(Stored items)
───
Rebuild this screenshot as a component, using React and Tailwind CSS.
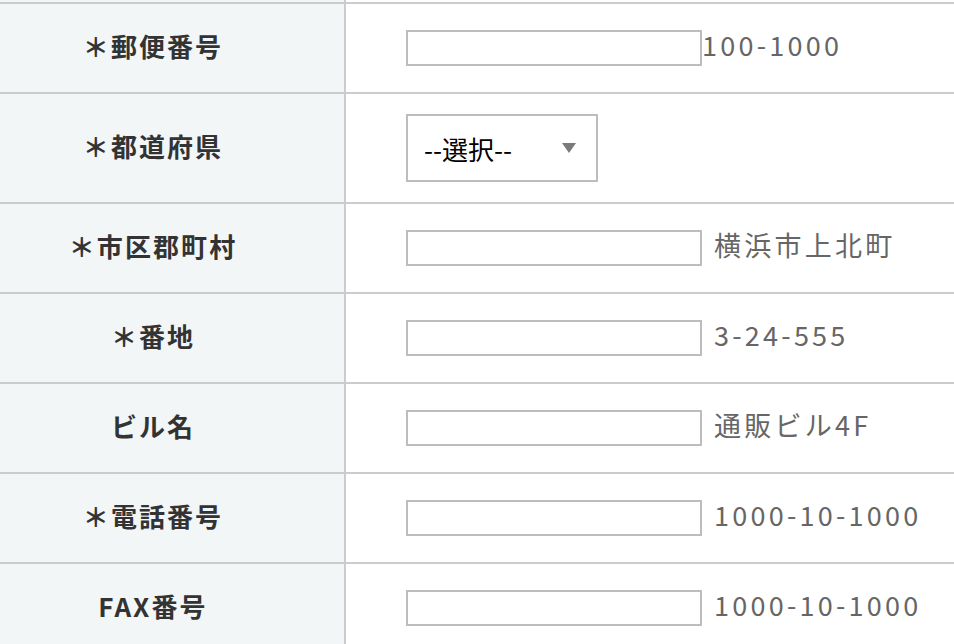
import React from 'react';

const rows = [
    { label: '＊郵便番号', hint: '100-1000', tight: true },
    { label: '＊都道府県', select: true },
    { label: '＊市区郡町村', hint: '横浜市上北町' },
    { label: '＊番地', hint: '3-24-555' },
    { label: 'ビル名', hint: '通販ビル4F' },
    { label: '＊電話番号', hint: '1000-10-1000' },
    { label: 'FAX番号', hint: '1000-10-1000' },
];

const font = { fontFamily: '"Noto Sans CJK JP", "Noto Sans", sans-serif' };

function SelectBox() {
    return (
        <div className="relative w-[192px] h-[68px]">
            <select
                defaultValue=""
                className="appearance-none w-full h-full border-2 border-[#bdbdbd] bg-white pl-[16px] text-[26px] text-black outline-none"
            >
                <option value="">--選択--</option>
            </select>
            {/* arrow sits over the select */}
            <svg className="absolute right-[21px] top-[28px] pointer-events-none" width="16" height="12" viewBox="0 0 16 12">
                <path d="M1 1 L15 1 L8 11 Z" fill="#7a7a7a" />
            </svg>
        </div>
    );
}

export default function App() {
    return (
        <div className="w-[954px] h-[644px] overflow-hidden bg-white" style={font}>
            {/* tail of the row above */}
            <div className="flex h-[2px]">
                <div className="w-[346px] bg-[#f3f6f7] border-r-2 border-[#cccccc]" />
            </div>

            {rows.map((row, index) => (
                <div key={index} className={`flex border-t-2 border-[#cccccc] ${row.select ? 'h-[110px]' : 'h-[90px]'}`}>
                    <div className="w-[346px] shrink-0 bg-[#f3f6f7] border-r-2 border-[#cccccc] flex items-center justify-center pr-[38px]">
                        <span className="text-[26px] font-bold text-[#333333] tracking-[0.08em] mb-[6px]">{row.label}</span>
                    </div>
                    <div className="flex-1 flex items-center pl-[60px]">
                        {row.select ? (
                            <SelectBox />
                        ) : (
                            <>
                                <input type="text" className="w-[296px] h-[36px] border-2 border-[#bdbdbd] bg-white outline-none" />
                                <span className={`text-[27px] text-[#666666] tracking-[0.12em] mb-[6px] ${row.tight ? 'ml-0' : 'ml-[12px]'}`}>
                                    {row.hint}
                                </span>
                            </>
                        )}
                    </div>
                </div>
            ))}
        </div>
    );
}
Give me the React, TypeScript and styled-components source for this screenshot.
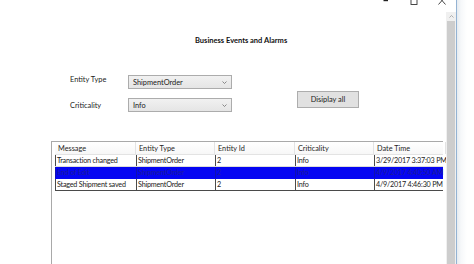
import React from "react";
import styled, { createGlobalStyle } from "styled-components";

const Global = createGlobalStyle`
  html, body { margin: 0; padding: 0; background: #ffffff; }
  body { font-family: Lato, "Noto Sans", "Liberation Sans", sans-serif; color: #1a1a1a; }
  * { box-sizing: border-box; }
`;

const Page = styled.div`
  display: flex;
  width: 474px;
  height: 264px;
  overflow: hidden;
`;

const Window = styled.div`
  width: 457px;
  display: flex;
  flex-direction: column;
  border-right: 1px solid #94b3d3;
  background: #ffffff;
`;

const Outside = styled.div`
  flex: 1;
  background: linear-gradient(to right, #e6ebf0 0px, #f6f8fa 4px, #ffffff 10px);
`;

const TitleBar = styled.div`
  height: 12px;
  display: flex;
  justify-content: flex-end;
  flex-shrink: 0;
`;

const Control = styled.div`
  width: 28px;
  height: 12px;
  display: flex;
  justify-content: center;
  align-items: flex-start;
`;

const Body = styled.div`
  flex: 1;
  display: flex;
  min-height: 0;
`;

const Content = styled.div`
  flex: 1;
  display: flex;
  flex-direction: column;
  overflow: hidden;
  min-width: 0;
`;

const ScrollBar = styled.div`
  width: 10px;
  display: flex;
  flex-direction: column;
  background: #f0f0f0;
`;

const ScrollArrow = styled.div`
  height: 9px;
  display: flex;
  align-items: center;
  justify-content: center;
  background: #f0f0f0;
`;

const ScrollThumb = styled.div`
  flex: 1;
  margin: 0 1px;
  background: #cdcdcd;
`;

const Heading = styled.div`
  padding: 24px 0 0 195px;
  font-size: 7.5px;
  font-weight: 700;
  line-height: 10px;
  color: #111;
`;

const Form = styled.div`
  display: grid;
  grid-template-columns: 58px 104px 65px 62px;
  grid-template-rows: 14px 14px;
  row-gap: 9px;
  margin: 29px 0 0 70px;
`;

const Label = styled.div<{ $row: number }>`
  grid-column: 1;
  grid-row: ${(p) => p.$row};
  font-size: 7.4px;
  line-height: 14px;
  color: #222;
  margin-top: ${(p) => (p.$row === 1 ? "-2px" : "1px")};
`;

const Combo = styled.div<{ $row: number }>`
  grid-column: 2;
  grid-row: ${(p) => p.$row};
  display: flex;
  align-items: center;
  justify-content: space-between;
  padding: 0 4px 0 4px;
  border: 1px solid #acacac;
  background: linear-gradient(#f1f1f1, #e5e5e5);
  font-size: 7.4px;
  color: #1a1a1a;
`;

const Button = styled.div`
  grid-column: 4;
  grid-row: 1 / 3;
  align-self: end;
  height: 17px;
  margin-bottom: 4px;
  display: flex;
  align-items: center;
  justify-content: center;
  border: 1px solid #adadad;
  background: #e1e1e1;
  font-size: 7.4px;
  color: #1a1a1a;
`;

const Table = styled.div`
  flex: 1;
  margin: 29px 0 0 51px;
  border-left: 1px solid #a9a9a9;
  border-top: 1px solid #a9a9a9;
  padding-left: 3px;
  display: flex;
  flex-direction: column;
  width: 392px;
`;

const HeaderRow = styled.div`
  display: flex;
  height: 13px;
  background: linear-gradient(#ffffff, #f7f7f7);
  border-bottom: 1px solid #e3e3e3;
`;

const HeaderCell = styled.div<{ $w: number }>`
  width: ${(p) => p.$w}px;
  flex-shrink: 0;
  padding-left: 3px;
  border-right: 1px solid #e3e3e3;
  font-size: 7.3px;
  line-height: 13px;
  color: #262626;
  white-space: nowrap;
  overflow: hidden;
`;

const Row = styled.div<{ $selected?: boolean; $last?: boolean }>`
  display: flex;
  height: 12px;
  background: ${(p) => (p.$selected ? "#0505f2" : "#ffffff")};
  border-bottom: 1px solid ${(p) => (p.$last ? "#4a4a4a" : p.$selected ? "#0505f2" : "#dcdcdc")};
`;

const Cell = styled.div<{ $w: number; $selected?: boolean }>`
  width: ${(p) => p.$w}px;
  flex-shrink: 0;
  padding-left: 1px;
  border-left: 1px solid ${(p) => (p.$selected ? "#1010b0" : "#4a4a4a")};
  font-size: 7.2px;
  letter-spacing: -0.2px;
  line-height: 11px;
  color: ${(p) => (p.$selected ? "#1c1c9a" : "#1a1a1a")};
  white-space: nowrap;
  overflow: hidden;
`;

const widths = [81, 79, 80, 79, 72];
const headers = ["Message", "Entity Type", "Entity Id", "Criticality", "Date Time"];
const rows = [
  ["Transaction changed", "ShipmentOrder", "2", "Info", "3/29/2017 3:37:03 PM"],
  ["End of Edit", "ShipmentOrder", "2", "Info", "4/9/2017 4:40:50 AM"],
  ["Staged Shipment saved", "ShipmentOrder", "2", "Info", "4/9/2017 4:46:30 PM"],
];

const Chevron = () => (
  <svg width="5" height="3" viewBox="0 0 5 3">
    <path d="M0.5 0.5 L2.5 2.5 L4.5 0.5" fill="none" stroke="#707070" strokeWidth="0.8" />
  </svg>
);

export default function App() {
  return (
    <Page>
      <Global />
      <Window>
        <TitleBar>
          <Control>
            <svg width="10" height="4" viewBox="0 0 10 4">
              <rect x="2.5" y="0" width="4.5" height="1.2" fill="#222" />
            </svg>
          </Control>
          <Control>
            <svg width="10" height="6" viewBox="0 0 10 6">
              <rect x="2" y="-4" width="6" height="8.5" fill="none" stroke="#333" strokeWidth="0.9" />
            </svg>
          </Control>
          <Control>
            <svg width="10" height="6" viewBox="0 0 10 6">
              <path d="M1.5 -3.5 L8.5 4.5 M8.5 -3.5 L1.5 4.5" stroke="#333" strokeWidth="0.9" />
            </svg>
          </Control>
        </TitleBar>
        <Body>
          <Content>
            <Heading>Business Events and Alarms</Heading>
            <Form>
              <Label $row={1}>Entity Type</Label>
              <Combo $row={1}>
                <span>ShipmentOrder</span>
                <Chevron />
              </Combo>
              <Label $row={2}>Criticality</Label>
              <Combo $row={2}>
                <span>Info</span>
                <Chevron />
              </Combo>
              <Button>Disiplay all</Button>
            </Form>
            <Table>
              <HeaderRow>
                {headers.map((h, i) => (
                  <HeaderCell key={h} $w={widths[i]}>
                    {h}
                  </HeaderCell>
                ))}
              </HeaderRow>
              {rows.map((r, ri) => (
                <Row key={ri} $selected={ri === 1} $last={ri === rows.length - 1}>
                  {r.map((c, ci) => (
                    <Cell key={ci} $w={widths[ci]} $selected={ri === 1}>
                      {c}
                    </Cell>
                  ))}
                </Row>
              ))}
            </Table>
          </Content>
          <ScrollBar>
            <ScrollArrow>
              <svg width="5" height="3" viewBox="0 0 5 3">
                <path d="M0.5 2.5 L2.5 0.5 L4.5 2.5" fill="none" stroke="#a0a0a0" strokeWidth="0.8" />
              </svg>
            </ScrollArrow>
            <ScrollThumb />
          </ScrollBar>
        </Body>
      </Window>
      <Outside />
    </Page>
  );
}
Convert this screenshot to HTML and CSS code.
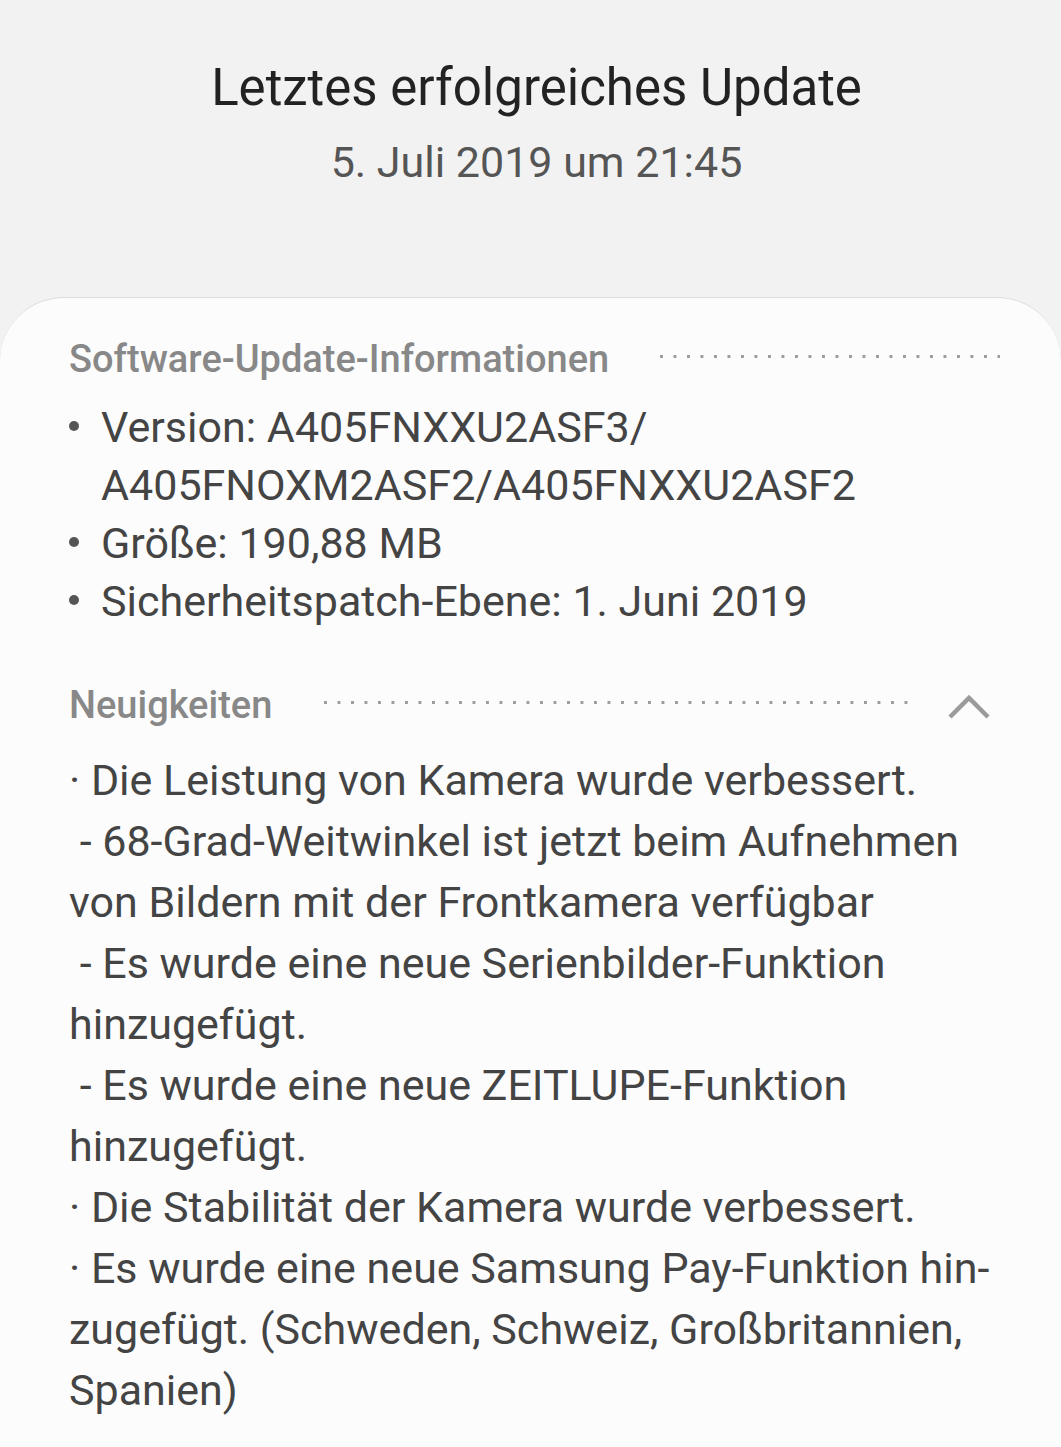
FILE: index.html
```html
<!DOCTYPE html>
<html lang="de">
<head>
<meta charset="utf-8">
<title>Software-Update</title>
<link rel="stylesheet" href="styles.css">
</head>
<body>
<header class="header">
  <h1 class="title">Letztes erfolgreiches Update</h1>
  <p class="date">5. Juli 2019 um 21:45</p>
</header>
<main class="card">
  <section class="section">
    <div class="section-head">
      <h2 class="section-title">Software-Update-Informationen</h2>
      <span class="dots"></span>
    </div>
    <ul class="info-list">
      <li class="info-item"><span class="bullet" aria-hidden="true"></span><span class="info-text">Version: A405FNXXU2ASF3/<br>A405FNOXM2ASF2/A405FNXXU2ASF2</span></li>
      <li class="info-item"><span class="bullet" aria-hidden="true"></span><span class="info-text">Größe: 190,88 MB</span></li>
      <li class="info-item"><span class="bullet" aria-hidden="true"></span><span class="info-text">Sicherheitspatch-Ebene: 1. Juni 2019</span></li>
    </ul>
  </section>
  <section class="section news">
    <div class="section-head">
      <h2 class="section-title">Neuigkeiten</h2>
      <span class="dots dots-short"></span>
      <svg class="chevron" width="44" height="28" viewBox="0 0 44 28" aria-hidden="true">
        <polyline points="3,24 22,5 41,24" fill="none" stroke="#9a9a9a" stroke-width="4.5"/>
      </svg>
    </div>
    <p class="news-text">· Die Leistung von Kamera wurde verbessert.<br>&nbsp;- 68-Grad-Weitwinkel ist jetzt beim Aufnehmen<br>von Bildern mit der Frontkamera verfügbar<br>&nbsp;- Es wurde eine neue Serienbilder-Funktion<br>hinzugefügt.<br>&nbsp;- Es wurde eine neue ZEITLUPE-Funktion<br>hinzugefügt.<br>· Die Stabilität der Kamera wurde verbessert.<br>· Es wurde eine neue Samsung Pay-Funktion hin-<br>zugefügt. (Schweden, Schweiz, Großbritannien,<br>Spanien)</p>
  </section>
</main>
</body>
</html>
```

FILE: styles.css
```css
html, body {
  margin: 0;
  padding: 0;
}
body {
  background: #f2f2f2;
  font-family: Roboto, "Liberation Sans", sans-serif;
  width: 1061px;
  height: 1447px;
  overflow: hidden;
}
.header {
  text-align: center;
  padding-top: 56px;
  padding-left: 12px;
  height: 241px;
}
.title {
  margin: 0;
  font-weight: 400;
  font-size: 51px;
  line-height: 64px;
  color: #222;
}
.date {
  margin: 14px 0 0;
  font-size: 43px;
  line-height: 56px;
  color: #555;
}
.card {
  background: #fcfcfc;
  border-top: 1.5px solid #dcdcdc;
  border-radius: 64px 64px 0 0;
  padding: 36px 61px 40px 69px;
  min-height: 1100px;
  box-sizing: border-box;
}
.section-head {
  display: flex;
  align-items: center;
  height: 50px;
}
.section-title {
  margin: 0;
  font-size: 38px;
  font-weight: 500;
  color: #888;
  white-space: nowrap;
}
.dots {
  flex: 1;
  height: 3px;
  margin-left: 51px;
  margin-top: -6px;
  background: linear-gradient(to right, #9c9c9c 3px, transparent 3px) 0 0 / 13.5px 3px repeat-x;
}
.dots-short {
  margin-left: 52px;
  margin-right: 38px;
  flex: 1;
}
.chevron {
  display: block;
  margin-right: 9px;
  margin-top: 4px;
}
.info-list {
  list-style: none;
  margin: 14px 0 0;
  padding: 0;
}
.info-item {
  display: flex;
  align-items: flex-start;
  font-size: 43px;
  line-height: 58px;
  color: #444;
}
.bullet {
  flex: none;
  width: 10px;
  height: 10px;
  margin: 23px 22px 0 0;
  border-radius: 50%;
  background: #555;
}
.news {
  margin-top: 50px;
}
.news-text {
  margin: 20px 0 0;
  font-size: 43px;
  line-height: 61px;
  color: #444;
  white-space: nowrap;
}
```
───
» **Aim of the task**: Look through the lines above and collect those with the word "this".

» **Exercise answer**:
Rebuild this screenshot as a component, using React and Tailwind CSS.
Give me the React, TypeScript and styled-components source for this screenshot.
Convert this screenshot to HTML and CSS code.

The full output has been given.